-- What needs to be done --
Find how many lines in the material contain "React"; your answer should be that number alone.

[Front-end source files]
+--

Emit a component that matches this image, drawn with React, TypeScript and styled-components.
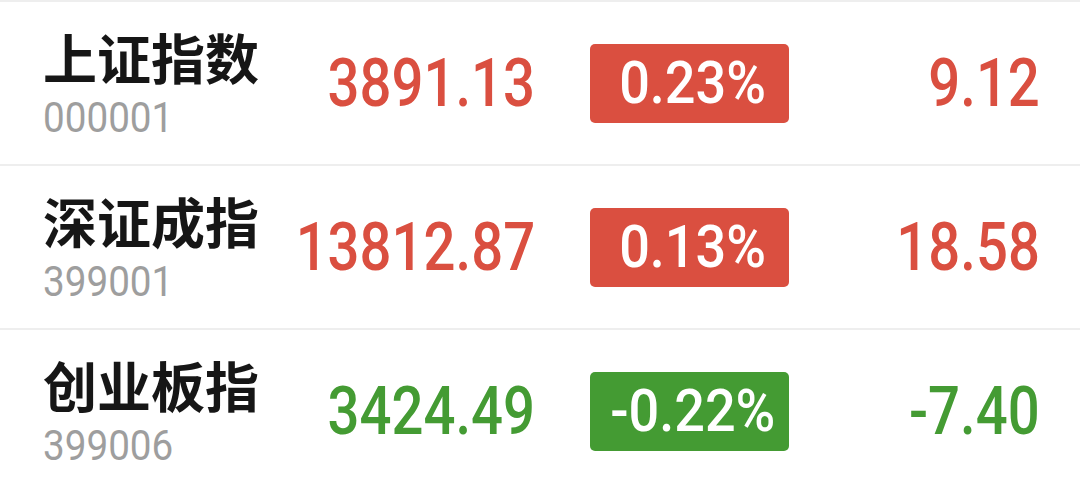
import React from "react";
import styled, { createGlobalStyle } from "styled-components";

const Global = createGlobalStyle`
  html, body { margin: 0; padding: 0; background: #ffffff; }
  body { font-family: Roboto, "Noto Sans CJK SC", sans-serif; }
`;

const RED = "#da4f40";
const GREEN = "#449b33";

type Dir = "up" | "down";

const List = styled.div`
  display: flex;
  flex-direction: column;
  width: 1080px;
`;

const Row = styled.div`
  display: flex;
  align-items: center;
  box-sizing: border-box;
  height: 164px;
  border-top: 2px solid #eeeeee;
  padding: 0 40px 0 43px;
`;

const NameBlock = styled.div`
  width: 250px;
  flex: none;
  display: flex;
  flex-direction: column;
  align-items: flex-start;
`;

const Name = styled.div`
  font-family: "Noto Sans CJK SC", sans-serif;
  font-weight: 700;
  font-size: 54px;
  line-height: 60px;
  color: #161616;
  white-space: nowrap;
`;

const Code = styled.div`
  font-family: Roboto, sans-serif;
  font-weight: 400;
  font-size: 42px;
  line-height: 42px;
  color: #9e9e9e;
  transform: scaleX(0.92);
  transform-origin: left center;
  margin-top: 10px;
`;

const Num = styled.span<{ $dir: Dir }>`
  display: inline-block;
  flex: none;
  font-family: Roboto, sans-serif;
  font-weight: 500;
  font-size: 67px;
  line-height: 70px;
  color: ${(p) => (p.$dir === "up" ? RED : GREEN)};
  transform: scaleX(0.84);
  transform-origin: right center;
  white-space: nowrap;
`;

const PriceCell = styled.div`
  width: 242px;
  flex: none;
  display: flex;
  justify-content: flex-end;
`;

const Badge = styled.div<{ $dir: Dir }>`
  margin-left: 55px;
  width: 199px;
  height: 79px;
  flex: none;
  border-radius: 5px;
  background: ${(p) => (p.$dir === "up" ? RED : GREEN)};
  display: flex;
  align-items: center;
  justify-content: center;
  padding-left: 6px;
  box-sizing: border-box;
`;

const BadgeText = styled.span`
  display: inline-block;
  flex: none;
  font-family: Roboto, sans-serif;
  font-weight: 500;
  font-size: 60px;
  line-height: 60px;
  color: #ffffff;
  transform: scaleX(0.9);
  white-space: nowrap;
`;

const ChangeCell = styled.div`
  width: 251px;
  flex: none;
  display: flex;
  justify-content: flex-end;
`;

const data: { name: string; code: string; price: string; pct: string; chg: string; dir: Dir }[] = [
  { name: "上证指数", code: "000001", price: "3891.13", pct: "0.23%", chg: "9.12", dir: "up" },
  { name: "深证成指", code: "399001", price: "13812.87", pct: "0.13%", chg: "18.58", dir: "up" },
  { name: "创业板指", code: "399006", price: "3424.49", pct: "-0.22%", chg: "-7.40", dir: "down" },
];

export default function App() {
  return (
    <>
      <Global />
      <List>
        {data.map((d) => (
          <Row key={d.code}>
            <NameBlock>
              <Name>{d.name}</Name>
              <Code>{d.code}</Code>
            </NameBlock>
            <PriceCell>
              <Num $dir={d.dir}>{d.price}</Num>
            </PriceCell>
            <Badge $dir={d.dir}>
              <BadgeText>{d.pct}</BadgeText>
            </Badge>
            <ChangeCell>
              <Num $dir={d.dir}>{d.chg}</Num>
            </ChangeCell>
          </Row>
        ))}
      </List>
    </>
  );
}
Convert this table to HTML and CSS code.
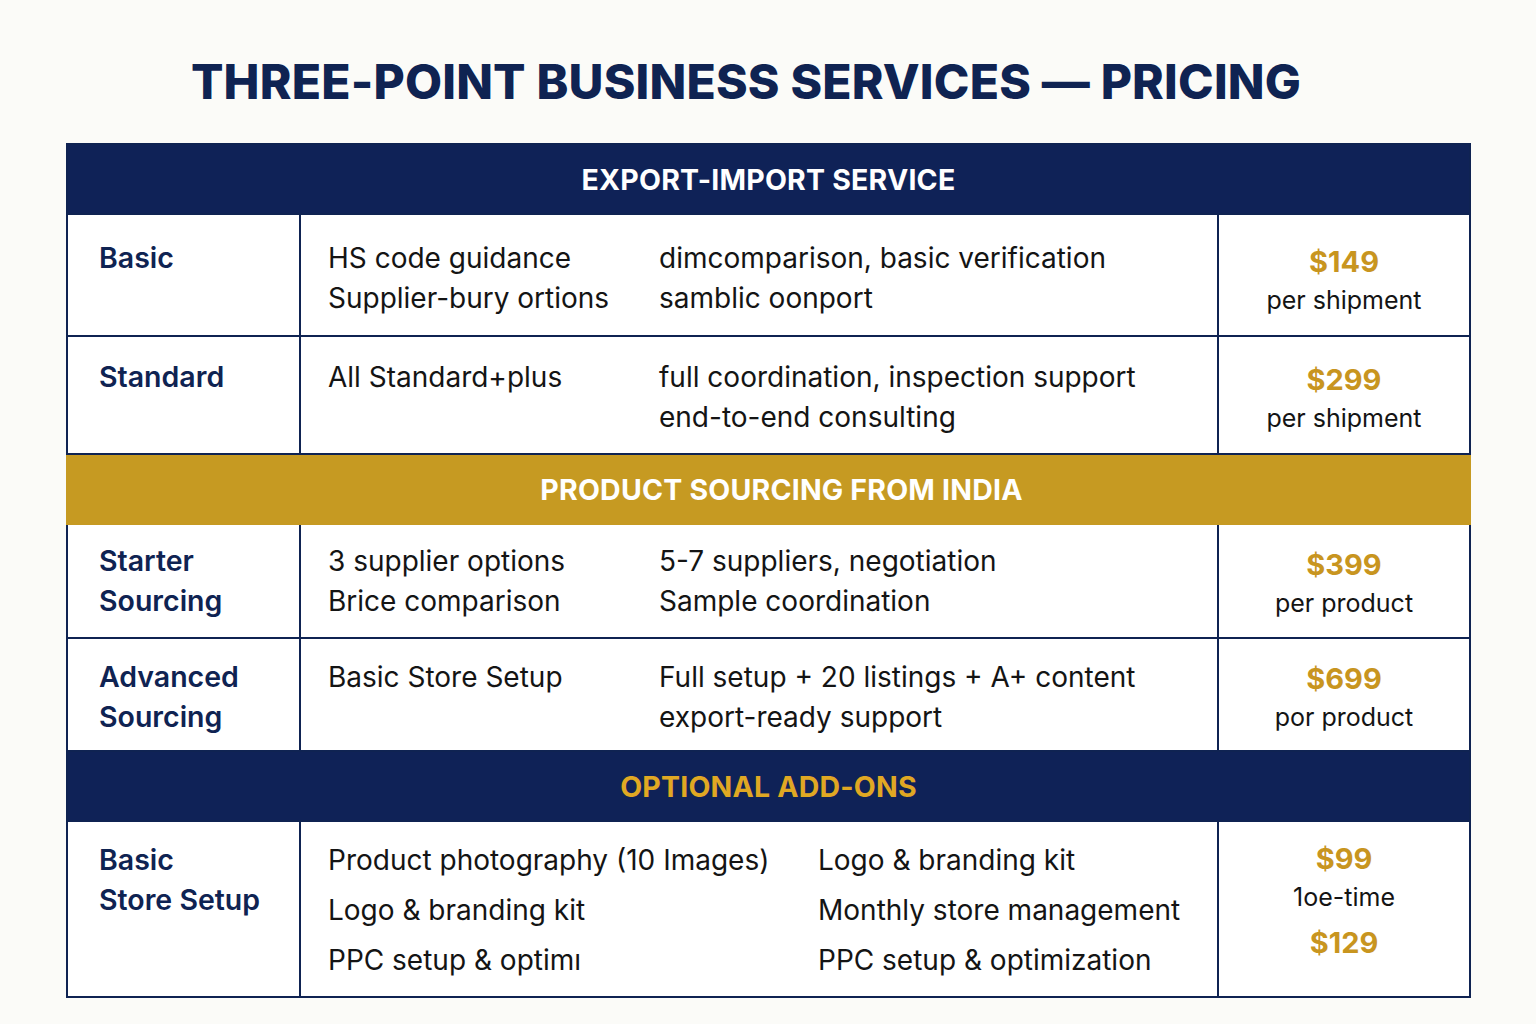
FILE: index.html
```html
<!DOCTYPE html>
<html lang="en">
<head>
<meta charset="utf-8">
<title>Three-Point Business Services — Pricing</title>
<link rel="stylesheet" href="styles.css">
</head>
<body>
<main class="page">
  <h1 class="title">THREE-POINT BUSINESS SERVICES — PRICING</h1>
  <table class="pricing">
    <colgroup>
      <col class="col-tier">
      <col class="col-desc">
      <col class="col-price">
    </colgroup>
    <tbody>
      <tr class="section section-navy">
        <th colspan="3">EXPORT-IMPORT SERVICE</th>
      </tr>
      <tr class="row row-basic">
        <td class="tier">Basic</td>
        <td class="desc">
          <div class="desc-grid">
            <div class="desc-col">
              <div>HS code guidance</div>
              <div>Supplier-bury ortions</div>
            </div>
            <div class="desc-col">
              <div>dimcomparison, basic verification</div>
              <div>samblic oonport</div>
            </div>
          </div>
        </td>
        <td class="price">
          <div class="amount">$149</div>
          <div class="unit">per shipment</div>
        </td>
      </tr>
      <tr class="row row-standard">
        <td class="tier">Standard</td>
        <td class="desc">
          <div class="desc-grid">
            <div class="desc-col">
              <div>All Standard+plus</div>
            </div>
            <div class="desc-col">
              <div>full coordination, inspection support</div>
              <div>end-to-end consulting</div>
            </div>
          </div>
        </td>
        <td class="price">
          <div class="amount">$299</div>
          <div class="unit">per shipment</div>
        </td>
      </tr>
      <tr class="section section-gold">
        <th colspan="3">PRODUCT SOURCING FROM INDIA</th>
      </tr>
      <tr class="row row-starter">
        <td class="tier">Starter<br>Sourcing</td>
        <td class="desc">
          <div class="desc-grid">
            <div class="desc-col">
              <div>3 supplier options</div>
              <div>Brice comparison</div>
            </div>
            <div class="desc-col">
              <div>5-7 suppliers, negotiation</div>
              <div>Sample coordination</div>
            </div>
          </div>
        </td>
        <td class="price">
          <div class="amount">$399</div>
          <div class="unit">per product</div>
        </td>
      </tr>
      <tr class="row row-advanced">
        <td class="tier">Advanced<br>Sourcing</td>
        <td class="desc">
          <div class="desc-grid">
            <div class="desc-col">
              <div>Basic Store Setup</div>
            </div>
            <div class="desc-col">
              <div>Full setup + 20 listings + A+ content</div>
              <div>export-ready support</div>
            </div>
          </div>
        </td>
        <td class="price">
          <div class="amount">$699</div>
          <div class="unit">por product</div>
        </td>
      </tr>
      <tr class="section section-addons">
        <th colspan="3">OPTIONAL ADD-ONS</th>
      </tr>
      <tr class="row row-addons">
        <td class="tier">Basic<br>Store Setup</td>
        <td class="desc">
          <div class="desc-grid desc-grid-wide">
            <div class="desc-col">
              <div>Product photography (10 Images)</div>
              <div>Logo &amp; branding kit</div>
              <div>PPC setup &amp; optimı</div>
            </div>
            <div class="desc-col">
              <div>Logo &amp; branding kit</div>
              <div>Monthly store management</div>
              <div>PPC setup &amp; optimization</div>
            </div>
          </div>
        </td>
        <td class="price">
          <div class="amount">$99</div>
          <div class="unit">1oe-time</div>
          <div class="amount amount-second">$129</div>
        </td>
      </tr>
    </tbody>
  </table>
</main>
</body>
</html>
```

FILE: styles.css
```css
* { box-sizing: border-box; }

html, body {
  margin: 0;
  padding: 0;
  background: #fbfbf8;
}

body {
  font-family: Inter, "Noto Sans", "Liberation Sans", sans-serif;
  color: #141414;
}

.page {
  width: 1536px;
  height: 1024px;
  padding: 52px 66px 0 66px;
}

.title {
  margin: 0;
  height: 60px;
  line-height: 60px;
  font-size: 48px;
  font-weight: 800;
  color: #0f2352;
  text-align: center;
  padding-right: 44px;
  letter-spacing: 0.2px;
}

.pricing {
  margin-top: 31px;
  width: 1403px;
  border-collapse: collapse;
  table-layout: fixed;
  background: #ffffff;
  border: 2px solid #0f2352;
}

.col-tier { width: 233px; }
.col-desc { width: 918px; }
.col-price { width: 252px; }

.pricing td {
  border: 2px solid #0f2352;
  vertical-align: top;
  padding: 0;
}

.section th {
  height: 70px;
  padding: 0;
  font-size: 28.5px;
  font-weight: 700;
  letter-spacing: 0.2px;
  text-align: center;
  vertical-align: middle;
  border: 2px solid #0f2352;
}

.section-navy th {
  background: #0f2257;
  color: #ffffff;
}

.section-gold th {
  background: #c69a22;
  color: #ffffff;
  border-color: #c69a22;
  border-top-color: #0f2352;
  padding-left: 26px;
}

.section-addons th {
  background: #0f2257;
  color: #e0a823;
}

.tier {
  padding: 22px 0 0 31px !important;
  font-size: 28.5px;
  line-height: 40px;
  font-weight: 600;
  color: #0f2352;
}

.desc {
  padding: 22px 0 0 27px !important;
  font-size: 28px;
  line-height: 40px;
  font-weight: 400;
  color: #141414;
}

.desc-grid {
  display: grid;
  grid-template-columns: 331px 1fr;
}

.desc-grid-wide {
  grid-template-columns: 490px 1fr;
  line-height: 50px;
}

.price {
  padding: 26px 0 0 0 !important;
  text-align: center;
}

.amount {
  font-size: 29px;
  line-height: 38px;
  font-weight: 700;
  color: #c8951f;
}

.unit {
  font-size: 25px;
  line-height: 38px;
  font-weight: 400;
  color: #141414;
}

.amount-second {
  margin-top: 8px;
}

.row-basic { height: 122px; }
.row-standard { height: 118px; }
.row-starter { height: 114px; }
.row-advanced { height: 113px; }
.row-addons { height: 176px; }

.row-basic .tier, .row-basic .desc { padding-top: 23px !important; }
.row-basic .price { padding-top: 28px !important; }
.row-standard .tier, .row-standard .desc { padding-top: 20px !important; }
.row-standard .price { padding-top: 24px !important; }
.row-starter .tier, .row-starter .desc { padding-top: 16px !important; }
.row-starter .price { padding-top: 21px !important; }
.row-advanced .tier, .row-advanced .desc { padding-top: 18px !important; }
.row-advanced .price { padding-top: 21px !important; }
.row-addons .tier { padding-top: 18px !important; }
.row-addons .desc { padding-top: 13px !important; }
.row-addons .price { padding-top: 18px !important; }
```
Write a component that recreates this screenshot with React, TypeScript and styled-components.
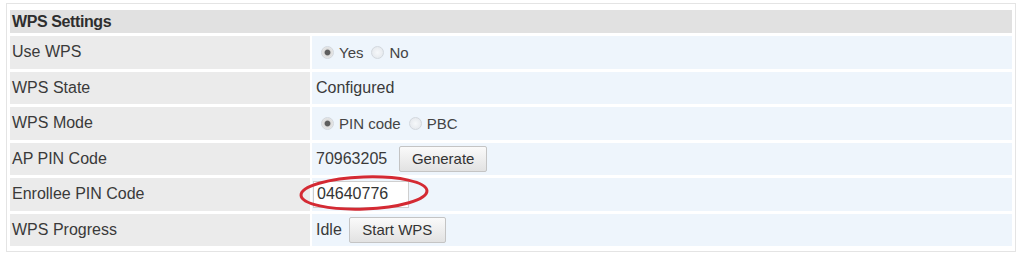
import React from 'react';
import styled, { createGlobalStyle } from 'styled-components';

const GlobalStyle = createGlobalStyle`
  html, body {
    margin: 0;
    padding: 0;
    background: #ffffff;
  }
  body {
    font-family: 'Liberation Sans', Arial, sans-serif;
    color: #333333;
  }
`;

const Page = styled.div`
  width: 1020px;
  height: 256px;
  padding: 3px 4px 0 6px;
  box-sizing: border-box;
  overflow: hidden;
`;

const Frame = styled.div`
  border: 1px solid #e4e4e4;
  padding: 6px 3px 3px 3px;
  box-sizing: border-box;
  height: 249px;
`;

const Table = styled.div`
  display: grid;
  grid-template-columns: 300px 1fr;
  grid-template-rows: 23px repeat(6, 32.5px);
  row-gap: 3px;
  column-gap: 2px;
`;

const Header = styled.div`
  grid-column: 1 / span 2;
  background: #e1e1e1;
  font-weight: bold;
  font-size: 16px;
  color: #2e2e2e;
  display: flex;
  align-items: center;
  padding-left: 2px;
  letter-spacing: -0.4px;
`;

const Label = styled.div`
  background: #ebebeb;
  font-size: 16px;
  display: flex;
  align-items: center;
  padding-left: 2px;
  color: #3a3a3a;
`;

const Value = styled.div`
  background: #eef5fc;
  font-size: 16px;
  display: flex;
  align-items: center;
  padding-left: 4px;
  gap: 7px;
  color: #3a3a3a;
  position: relative;
`;

const RadioGroup = styled.div`
  display: flex;
  align-items: center;
  gap: 8px;
  padding-left: 5px;
`;

const RadioLabel = styled.label`
  display: inline-flex;
  align-items: center;
  gap: 5px;
  font-size: 15px;
  color: #444;
`;

const RadioDot = styled.span<{ checked?: boolean }>`
  width: 13px;
  height: 13px;
  border-radius: 50%;
  box-sizing: border-box;
  border: 1px solid #d3d8de;
  background: ${p =>
    p.checked
      ? 'radial-gradient(circle, #5e5e5e 0 2.4px, #dcdcdc 3.4px, #f2f2f2 100%)'
      : 'radial-gradient(circle, #f6f8fa 0, #e1e5ea 100%)'};
`;

const Button = styled.button<{ wide?: number }>`
  font-family: 'Liberation Sans', Arial, sans-serif;
  font-size: 15px;
  color: #333;
  height: 26px;
  width: ${p => p.wide ?? 88}px;
  padding: 0;
  border: 1px solid #c4c4c4;
  border-radius: 2px;
  background: linear-gradient(#fafafa, #e2e2e2);
`;

const PinInput = styled.input`
  font-family: 'Liberation Sans', Arial, sans-serif;
  font-size: 16px;
  color: #333;
  width: 96px;
  height: 27px;
  box-sizing: border-box;
  border: 1px solid #cfcfcf;
  background: #fff;
  padding: 0 3px;
  margin-left: -3px;
`;

const Circle = styled.svg`
  position: absolute;
  left: -16px;
  top: -6px;
  pointer-events: none;
`;

const Radio = ({ checked, text }: { checked?: boolean; text: string }) => (
  <RadioLabel>
    <RadioDot checked={checked} />
    {text}
  </RadioLabel>
);

const App = () => {
  return (
    <>
      <GlobalStyle />
      <Page>
        <Frame>
          <Table>
            <Header>WPS Settings</Header>
            <Label>Use WPS</Label>
            <Value>
              <RadioGroup>
                <Radio checked text='Yes' />
                <Radio text='No' />
              </RadioGroup>
            </Value>
            <Label>WPS State</Label>
            <Value>Configured</Value>
            <Label>WPS Mode</Label>
            <Value>
              <RadioGroup>
                <Radio checked text='PIN code' />
                <Radio text='PBC' />
              </RadioGroup>
            </Value>
            <Label>AP PIN Code</Label>
            <Value>
              <span>70963205</span>
              <Button wide={88} style={{ marginLeft: 5 }}>Generate</Button>
            </Value>
            <Label>Enrollee PIN Code</Label>
            <Value>
              <PinInput defaultValue='04640776' />
              <Circle width='136' height='42' viewBox='0 0 136 42'>
                <ellipse
                  cx='68'
                  cy='21'
                  rx='63'
                  ry='16'
                  fill='none'
                  stroke='#d42a33'
                  strokeWidth='3'
                  transform='rotate(-2 68 21)'
                />
              </Circle>
            </Value>
            <Label>WPS Progress</Label>
            <Value>
              <span>Idle</span>
              <Button wide={97}>Start WPS</Button>
            </Value>
          </Table>
        </Frame>
      </Page>
    </>
  );
};

export default App;
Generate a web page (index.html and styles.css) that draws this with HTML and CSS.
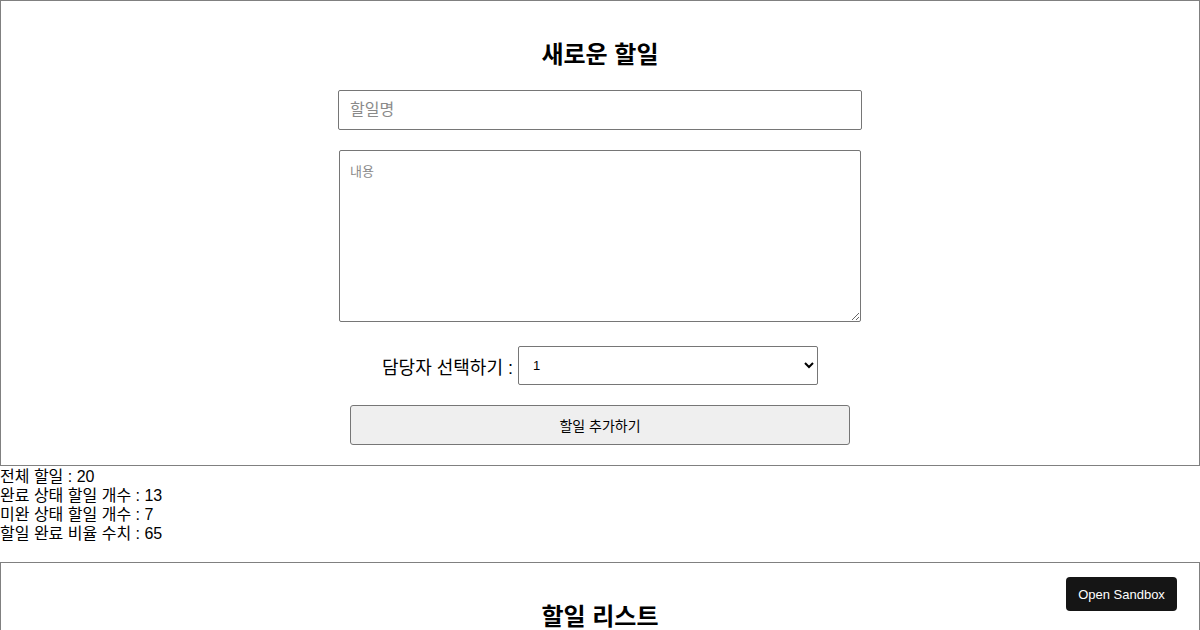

+--

-- Expected output --
4